Is there a way of solving the following equation, in integers $(x,y)$, by hand? :
$2^{3x}+17=y^2$.
You can also try: $2^{2x}+17=y^2$ or more generally $2^x+17=y^2$; each of these has at least 1 solution.
I used the elliptic curve $x^3+17=y^2$ to make this, since it had 3 solutions where $x$ is a power of 2. These are:
$(x,y)\in \{(2,\pm5), (4,\pm9), (8,\pm23)\}$.

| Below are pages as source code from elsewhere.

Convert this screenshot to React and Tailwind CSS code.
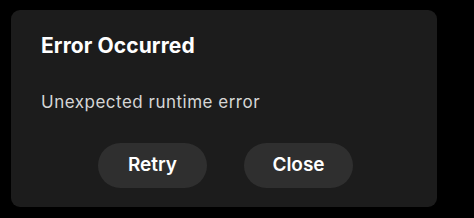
export default function App() {
  return (
    <div className="w-[474px] h-[218px] bg-black pt-[10px] pl-[11px]" style={{ fontFamily: 'Inter, "Noto Sans", sans-serif' }}>
      <div className="w-[426px] h-[197px] rounded-[9px] bg-[#1c1c1c] pl-[30px] pt-[22px] flex flex-col">
        <div className="text-[21px] leading-[28px] font-bold text-white tracking-[0.1px]">Error Occurred</div>
        <div className="mt-[30px] text-[17px] leading-[24px] text-[#d6d6d6] tracking-[0.5px]">Unexpected runtime error</div>
        <div className="mt-[29px] flex gap-[37px] pl-[57px]">
          <button className="w-[109px] h-[45px] rounded-full bg-[#2f2f2f] text-white text-[19px] font-semibold">Retry</button>
          <button className="w-[109px] h-[45px] rounded-full bg-[#2f2f2f] text-white text-[19px] font-semibold">Close</button>
        </div>
      </div>
    </div>
  );
}
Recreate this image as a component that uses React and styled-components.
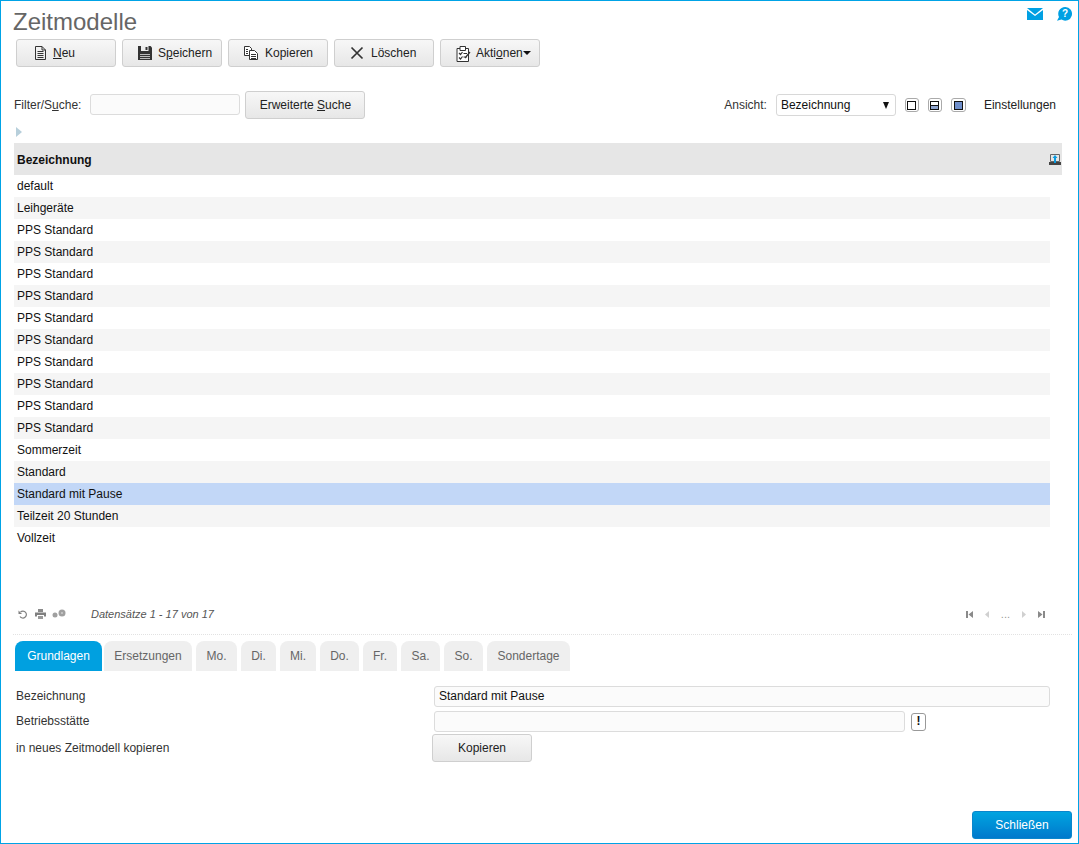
import React from 'react';
import styled, { createGlobalStyle } from 'styled-components';

const Global = createGlobalStyle`
  html, body { margin: 0; padding: 0; background: #fff; }
  body { font-family: "Liberation Sans", Arial, sans-serif; font-size: 12px; color: #222; }
  * { box-sizing: border-box; }
`;

const Page = styled.div`
  width: 1079px;
  height: 844px;
  border: 1px solid #00a3e6;
  display: flex;
  flex-direction: column;
  overflow: hidden;
`;
const TitleRow = styled.div`
  display: flex;
  justify-content: space-between;
  align-items: flex-start;
  padding: 7px 6px 0 12px;
`;
const Title = styled.h1`
  margin: 0;
  font-size: 24px;
  line-height: 28px;
  font-weight: 400;
  color: #666;
`;
const TopIcons = styled.div`
  display: flex;
  align-items: center;
  gap: 14px;
  margin-top: -1px;
`;
const Toolbar = styled.div`
  display: flex;
  gap: 6px;
  padding-left: 15px;
  margin-top: 3px;
`;
const Button = styled.button`
  width: ${p => p.$w || 100}px;
  height: 28px;
  display: inline-flex;
  align-items: center;
  justify-content: ${p => p.$left ? 'flex-start' : 'center'};
  padding: ${p => p.$left ? `0 0 0 ${p.$left}px` : '0'};
  gap: ${p => p.$gap ?? 6}px;
  border: 1px solid #cfcfcf;
  border-radius: 3px;
  background: linear-gradient(#f7f7f7, #e7e7e7);
  font: 12px "Liberation Sans", Arial, sans-serif;
  color: #222;
  margin-left: ${p => p.$ml || 0}px;
  u { text-underline-offset: 1px; }
`;
const FilterRow = styled.div`
  display: flex;
  align-items: center;
  justify-content: space-between;
  padding: 0 22px 0 13px;
  margin-top: 24px;
  height: 28px;
`;
const Group = styled.div`
  display: flex;
  align-items: center;
  gap: ${p => p.$gap || 0}px;
`;
const Label = styled.span`
  color: #333;
`;
const Field = styled.div`
  width: ${p => p.$w ? `${p.$w}px` : '100%'};
  height: 21px;
  border: 1px solid #dcdcdc;
  border-radius: 3px;
  background: #fbfbfb;
  margin-left: ${p => p.$ml || 0}px;
  margin-bottom: ${p => p.$mb || 0}px;
  padding: 0 4px;
  line-height: 19px;
  color: #111;
`;
const Select = styled.div`
  width: 120px;
  height: 22px;
  margin-left: 9px;
  border: 1px solid #d8d8d8;
  border-radius: 3px;
  background: #fff;
  display: flex;
  align-items: center;
  justify-content: space-between;
  padding: 0 6px 0 4px;
  color: #111;
`;
const Caret = styled.span`
  width: 0; height: 0;
  border-left: 3px solid transparent;
  border-right: 3px solid transparent;
  border-top: 7px solid #111;
`;
const MenuCaret = styled.span`
  width: 0; height: 0;
  margin-left: -5px;
  border-left: 4px solid transparent;
  border-right: 4px solid transparent;
  border-top: 4px solid #111;
`;
const ViewBtn = styled.span`
  width: ${p => p.$w || 14}px;
  height: 14px;
  margin-left: 9px;
  border: 1px solid #aaa;
  border-radius: 3px;
  display: flex;
  align-items: center;
  justify-content: center;
  background: #fff;
`;
const ViewInner = styled.span`
  display: block;
  width: 9px;
  height: 9px;
  border: 1px solid #111;
  background: ${p => p.$mode === 'full' ? '#6f8fcb' : p.$mode === 'half' ? 'linear-gradient(#fff 0 3px, #111 3px 4px, #8fa5cf 4px)' : '#fff'};
`;
const Settings = styled.span`
  margin-left: 18px;
  color: #222;
`;
const ArrowRow = styled.div`
  height: 24px;
  padding: 8px 0 0 15px;
`;
const TreeArrow = styled.span`
  display: block;
  width: 0; height: 0;
  border-left: 6px solid #b7cfdb;
  border-top: 5.5px solid transparent;
  border-bottom: 5.5px solid transparent;
`;
const TableHead = styled.div`
  height: 32px;
  margin: 0 16px 0 13px;
  background: #e6e6e6;
  display: flex;
  align-items: center;
  justify-content: space-between;
  padding: 1px 1px 0 3px;
  font-weight: 700;
  color: #111;
`;
const Rows = styled.div`
  margin: 0 28px 0 13px;
  height: 429px;
`;
const Row = styled.div`
  height: 22px;
  line-height: 22px;
  padding-left: 3px;
  color: #111;
  background: ${p => p.$selected ? '#c2d7f7' : p.$alt ? '#f5f5f5' : '#fff'};
`;
const Footer = styled.div`
  height: 20px;
  display: flex;
  align-items: center;
  justify-content: space-between;
  padding: 0 32px 0 16px;
`;
const FooterInfo = styled.span`
  margin-left: 19px;
  font-size: 11px;
  font-style: italic;
  color: #555;
`;
const Pager = styled.div`
  display: flex;
  align-items: center;
  gap: 9px;
  font-size: 11px;
  color: #999;
`;
const PagerSvg = styled.svg`
  color: ${p => p.$dim ? '#d0d0d0' : '#8a8a8a'};
`;
const Divider = styled.div`
  margin: 10px 6px 0 12px;
  border-top: 1px dotted #e2e2e2;
`;
const Tabs = styled.div`
  display: flex;
  padding-left: 14px;
  margin-top: 6px;
`;
const Tab = styled.div`
  width: ${p => p.$w}px;
  height: 30px;
  line-height: 31px;
  text-align: center;
  margin-right: ${p => p.$mr ?? 4}px;
  border-radius: 8px 8px 0 0;
  background: ${p => p.$active ? '#00a0e0' : '#efefef'};
  color: ${p => p.$active ? '#fff' : '#666'};
`;
const Form = styled.div`
  display: grid;
  grid-template-columns: 418px 616px;
  padding-left: 15px;
  margin-top: 15px;
  align-items: center;
`;
const FormLabel = styled.span`
  color: #333;
  margin-bottom: ${p => p.$mb || 0}px;
`;
const FormCell = styled.div`
  display: flex;
  align-items: center;
  margin-bottom: ${p => p.$mb || 0}px;
`;
const Bang = styled.span`
  width: 15px;
  height: 18px;
  margin-left: 6px;
  border: 1px solid #999;
  border-radius: 3px;
  text-align: center;
  line-height: 15px;
  font-weight: 700;
  color: #111;
`;
const Bottom = styled.div`
  margin-top: auto;
  padding: 0 6px 4px 0;
  display: flex;
  justify-content: flex-end;
`;
const PrimaryButton = styled.button`
  width: 100px;
  height: 28px;
  border: 1px solid #0a86cc;
  border-radius: 3px;
  background: linear-gradient(#00a4e0, #0079cc);
  color: #fff;
  font: 12px "Liberation Sans", Arial, sans-serif;
`;

const Ico = ({ w = 16, h = 16, children }) => (
  <svg width={w} height={h} viewBox={`0 0 ${w} ${h}`}>{children}</svg>
);
const IconDoc = () => (
  <Ico w={13} h={16}>
    <path d="M1.500 1.500h6.500l3.500 3.500v9.500h-10z M8 1.500v3.500h3.500" fill="none" stroke="#333" />
    <path d="M3.500 6.500h6M3.500 8.500h6M3.500 10.500h6M3.500 12.500h6" stroke="#333" />
  </Ico>
);
const IconSave = () => (
  <Ico w={14} h={14}>
    <path d="M0 0h12.500L14 1.500V14H0z" fill="#333" />
    <path d="M3 0h7.500v5H3z" fill="#eee" />
    <path d="M7.500 1h2v3h-2z" fill="#333" />
    <path d="M2 8h10v1H2zM2 10h10v1H2zM2 12h10v1H2z" fill="#bbb" />
  </Ico>
);
const IconCopy = () => (
  <Ico w={16} h={14}>
    <path d="M1.500 .500h5l2 2v7h-7z" fill="#fff" stroke="#333" />
    <path d="M6.500 4.500h5l3 3v6h-8z" fill="#fff" stroke="#333" />
    <path d="M8 8.500h5M8 10.500h5M8 12.500h5M3 3.500h2M3 5.500h2M3 7.500h2" stroke="#333" />
  </Ico>
);
const IconX = () => (
  <Ico w={14} h={14}>
    <path d="M1.500 1.500L12.500 12.500M12.500 1.500L1.500 12.500" stroke="#333" strokeWidth="1.700" />
  </Ico>
);
const IconClip = () => (
  <Ico w={15} h={17}>
    <path d="M1 3.500h11.500v13H1z" fill="#fff" stroke="#333" />
    <path d="M4 1.500h5.500v4H4z" fill="#fff" stroke="#333" />
    <path d="M3 8l1.500 1.500 2-2.500M3 12.500l1.500 1.500 2-2.500M7.500 8.500h3.500M7.500 12h3.500M14 7l-5 6" fill="none" stroke="#333" strokeWidth="1.200" />
  </Ico>
);
const IconMail = () => (
  <Ico w={16} h={12}>
    <path d="M0 0h16L8 6.500z" fill="#00a0e3" />
    <path d="M0 2l8 6 8-6v10H0z" fill="#00a0e3" />
  </Ico>
);
const IconHelp = () => (
  <Ico w={15} h={14}>
    <path d="M8 0a6.800 6.800 0 1 1-3.500 12.500L0 13.800 2 10A6.800 6.800 0 0 1 8 0z" fill="#00a0e3" />
    <text x="8" y="10" fontSize="10" fontWeight="700" fill="#fff" textAnchor="middle" fontFamily="Liberation Sans">?</text>
  </Ico>
);
const IconExport = () => (
  <Ico w={12} h={11}>
    <path d="M1.500 .500h9v7h-9z" fill="#e6e6e6" stroke="#666" />
    <path d="M0 8h12v3H0z" fill="#444" />
    <path d="M6 1l2.500 3H7v5H5V4H3.500z" fill="#0a9be0" />
  </Ico>
);
const IconRefresh = () => (
  <Ico w={12} h={11}>
    <path d="M3.500 3a3.500 3.500 0 1 1-.5 4.500" fill="none" stroke="#808080" strokeWidth="1.200" />
    <path d="M1.500 1.500v3.500h3.500z" fill="#808080" />
  </Ico>
);
const IconPrint = () => (
  <Ico w={11} h={10}>
    <path d="M3 0h5v3H3z" fill="#8a8a8a" />
    <path d="M0 3.500h11v4H9V6H2v1.500H0z" fill="#808080" />
    <path d="M3 7h5v3H3z" fill="#999" />
  </Ico>
);
const IconGears = () => (
  <Ico w={14} h={10}>
    <circle cx="3" cy="6" r="2.500" fill="#a0a0a0" />
    <circle cx="10" cy="4" r="3.500" fill="#a0a0a0" />
    <circle cx="10" cy="4" r="1" fill="#ccc" />
  </Ico>
);
const PagerIcon = ({ d, dim }) => (
  <PagerSvg $dim={dim} width={9} height={9} viewBox="0 0 9 9"><path d={d} fill="currentColor" /></PagerSvg>
);

const names = ['default', 'Leihgeräte', ...Array(10).fill('PPS Standard'), 'Sommerzeit', 'Standard', 'Standard mit Pause', 'Teilzeit 20 Stunden', 'Vollzeit'];
const tabs = [['Ersetzungen', 88], ['Mo.', 41], ['Di.', 35], ['Mi.', 36], ['Do.', 39], ['Fr.', 34], ['Sa.', 39], ['So.', 39], ['Sondertage', 83]];

export default function App() {
  return (
    <Page>
      <Global />
      <TitleRow>
        <Title>Zeitmodelle</Title>
        <TopIcons><IconMail /><IconHelp /></TopIcons>
      </TitleRow>
      <Toolbar>
        <Button $left={17} $gap={6}><IconDoc /><span><u>N</u>eu</span></Button>
        <Button $left={15} $gap={6}><IconSave /><span>S<u>p</u>eichern</span></Button>
        <Button $left={14} $gap={6}><IconCopy /><span>Kopieren</span></Button>
        <Button $left={15} $gap={7}><IconX /><span>Löschen</span></Button>
        <Button $left={15} $gap={5}><IconClip /><span>Akti<u>o</u>nen</span><MenuCaret /></Button>
      </Toolbar>
      <FilterRow>
        <Group>
          <Label>Filter/S<u>u</u>che:</Label>
          <Field $w={150} $ml={9} $mb={1} />
          <Button $w={120} $ml={5}><span>Erweiterte <u>S</u>uche</span></Button>
        </Group>
        <Group>
          <Label>Ansicht:</Label>
          <Select>Bezeichnung<Caret /></Select>
          <ViewBtn><ViewInner /></ViewBtn>
          <ViewBtn><ViewInner $mode="half" /></ViewBtn>
          <ViewBtn $w={15}><ViewInner $mode="full" /></ViewBtn>
          <Settings>Einstellungen</Settings>
        </Group>
      </FilterRow>
      <ArrowRow><TreeArrow /></ArrowRow>
      <TableHead>Bezeichnung<IconExport /></TableHead>
      <Rows>
        {names.map((n, i) => (
          <Row key={i} $alt={i % 2 === 1} $selected={n === 'Standard mit Pause'}>{n}</Row>
        ))}
      </Rows>
      <Footer>
        <Group $gap={6}>
          <IconRefresh /><IconPrint /><IconGears />
          <FooterInfo>Datensätze 1 - 17 von 17</FooterInfo>
        </Group>
        <Pager>
          <PagerIcon d="M1 1h2v7H1zM8 1v7L3.500 4.500z" />
          <PagerIcon dim d="M6 1v7L2 4.500z" />
          <span>...</span>
          <PagerIcon dim d="M3 1v7l4-3.500z" />
          <PagerIcon d="M1 1v7l4.500-3.500zM6 1h2v7H6z" />
        </Pager>
      </Footer>
      <Divider />
      <Tabs>
        <Tab $active $w={87} $mr={2}>Grundlagen</Tab>
        {tabs.map(([t, w]) => <Tab key={t} $w={w}>{t}</Tab>)}
      </Tabs>
      <Form>
        <FormLabel $mb={6}>Bezeichnung</FormLabel>
        <FormCell $mb={4}><Field>Standard mit Pause</Field></FormCell>
        <FormLabel $mb={4}>Betriebsstätte</FormLabel>
        <FormCell $mb={2}><Field $w={471} /><Bang>!</Bang></FormCell>
        <FormLabel>in neues Zeitmodell kopieren</FormLabel>
        <FormCell><Button $ml={-2}>Kopieren</Button></FormCell>
      </Form>
      <Bottom><PrimaryButton>Schließen</PrimaryButton></Bottom>
    </Page>
  );
}
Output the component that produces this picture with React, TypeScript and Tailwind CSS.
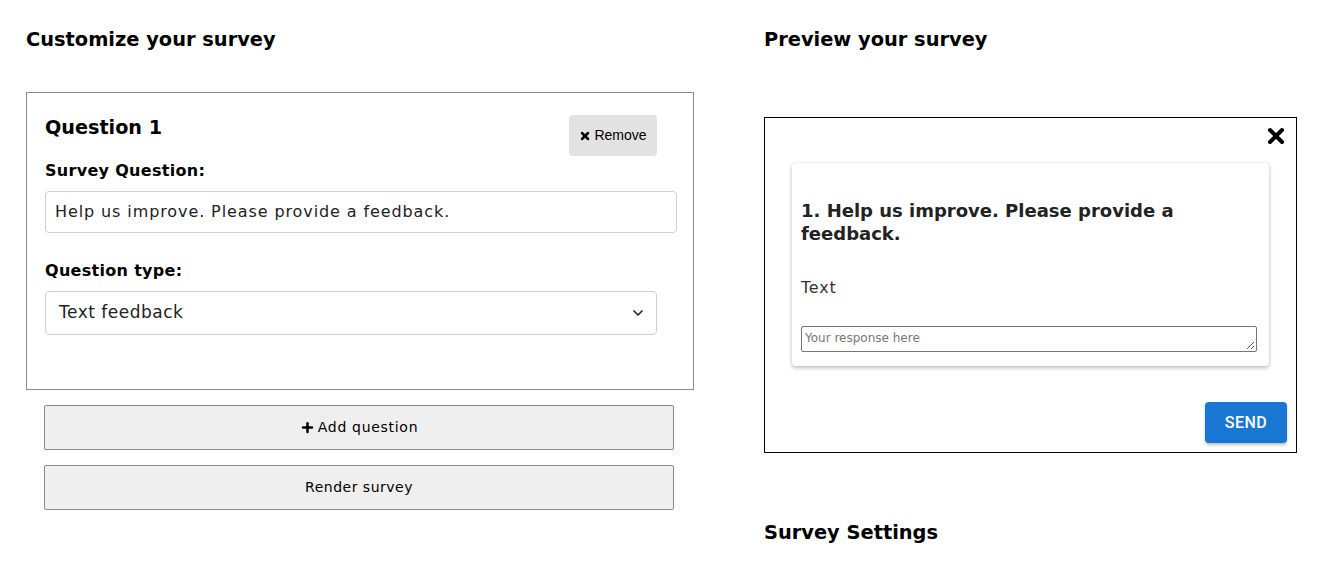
import { X, Plus, ChevronDown } from "lucide-react";

const font = "font-['DejaVu_Sans','Inter',sans-serif]";

function QuestionEditor() {
  return (
    <div className="relative h-[298px] border border-[#8a8a8a] px-[18px] pt-[21px]">
      <div className="flex items-start justify-between">
        <h3 className="text-[19.2px] font-bold leading-[28px] text-black">Question 1</h3>
        <button className="absolute right-[36px] top-[22px] flex h-[41px] w-[88px] items-center justify-center gap-[3px] rounded-[4px] bg-[#e2e2e2] font-['Liberation_Sans',Arial,sans-serif] text-[14px] text-black">
          <X size={12} strokeWidth={5} />
          Remove
        </button>
      </div>
      <label className="mt-[18px] block text-[16px] font-bold leading-[22px] tracking-[0.3px] text-black">Survey Question:</label>
      <div className="mt-[9px] flex h-[42px] w-[632px] items-center rounded-[4px] border border-[#cfcfcf] px-[9px] text-[16px] tracking-[0.9px] text-[#222]">
        Help us improve. Please provide a feedback.
      </div>
      <label className="mt-[27px] block text-[16px] font-bold leading-[22px] tracking-[0.3px] text-black">Question type:</label>
      <div className="mt-[9px] flex h-[44px] w-[612px] items-center justify-between rounded-[4px] border border-[#cfcfcf] pl-[13px] pr-[10px] text-[17px] tracking-[0.5px] text-[#222]">
        Text feedback
        <ChevronDown size={16} strokeWidth={2.5} />
      </div>
    </div>
  );
}

function PreviewBox() {
  return (
    <div className="relative h-[336px] w-[533px] border border-black">
      <X className="absolute right-[8px] top-[6px]" size={24} strokeWidth={4} />
      <div className="ml-[27px] mt-[45px] h-[203px] w-[477px] rounded-[4px] bg-white px-[9px] pt-[36px] shadow-[0_2px_4px_rgba(0,0,0,0.25),0_0_2px_rgba(0,0,0,0.1)]">
        <h4 className="text-[18px] font-bold leading-[23px] text-[#222]">
          1. Help us improve. Please provide a feedback.
        </h4>
        <p className="mt-[33px] text-[16px] leading-[20px] tracking-[0.8px] text-[#333]">Text</p>
        <div className="relative mt-[28px] h-[26px] w-[456px] rounded-[2px] border border-[#767676] px-[3px] text-[12px] leading-[22px] text-[#777]">
          Your response here
          <svg className="absolute bottom-[1px] right-[1px]" width="9" height="9" viewBox="0 0 9 9">
            <path d="M8 1L1 8M8 5L5 8" stroke="#555" strokeWidth="1" />
          </svg>
        </div>
      </div>
      <button className="absolute bottom-[9px] right-[9px] h-[41px] w-[82px] rounded-[4px] bg-[#1976d2] font-['Roboto',sans-serif] text-[16px] font-medium tracking-[0.5px] text-white shadow-[0_2px_3px_rgba(0,0,0,0.25)]">
        SEND
      </button>
    </div>
  );
}

export default function App() {
  return (
    <div className={`flex h-[566px] w-[1330px] bg-white ${font}`}>
      <div className="w-[764px] shrink-0 pl-[26px] pt-[26px]">
        <h2 className="text-[19.4px] font-bold leading-[28px] text-black">Customize your survey</h2>
        <div className="mt-[38px] w-[668px]">
          <QuestionEditor />
        </div>
        <div className="ml-[18px] mt-[15px] flex w-[630px] flex-col gap-[15px]">
          <button className="flex h-[45px] items-center justify-center gap-[3px] rounded-[2px] border border-[#8a8a8a] bg-[#efefef] text-[14px] tracking-[0.7px] text-black">
            <Plus size={15} strokeWidth={4} />
            Add question
          </button>
          <button className="flex h-[45px] items-center justify-center rounded-[2px] border border-[#8a8a8a] bg-[#efefef] text-[14px] tracking-[0.5px] text-black">
            Render survey
          </button>
        </div>
      </div>
      <div className="pt-[26px]">
        <h2 className="text-[19.4px] font-bold leading-[28px] text-black">Preview your survey</h2>
        <div className="mt-[63px]">
          <PreviewBox />
        </div>
        <h2 className="mt-[66px] text-[19.4px] font-bold leading-[28px] text-black">Survey Settings</h2>
      </div>
    </div>
  );
}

$2^x+17=y^2$ leads to the three elliptic curves $y^2=u^3+17$, $y^2=2u^3+17$, and $y^2=4u^3+17$ (depending on $x$ modulo $3$). There are standard techniques for solving these, that is, for finding all the integral solutions. Indeed, you can write each one as a Mordell equation, $Y^2=U^3+k$; for example, from $y^2=4u^3+17$ we get $16y^2=64u^3+272$, so $Y^2=U^3+272$. Solutions to Mordell equations for various ranges of values of $k$ have been tabulated, and it should be easy to find the tables by searching the web for "Mordell equation".
$2^{2x}+17=y^2$ is easy. It's $y^2-r^2=17$, which has only the solutions $y=\pm9$, $r=\pm8$, so $x=3$.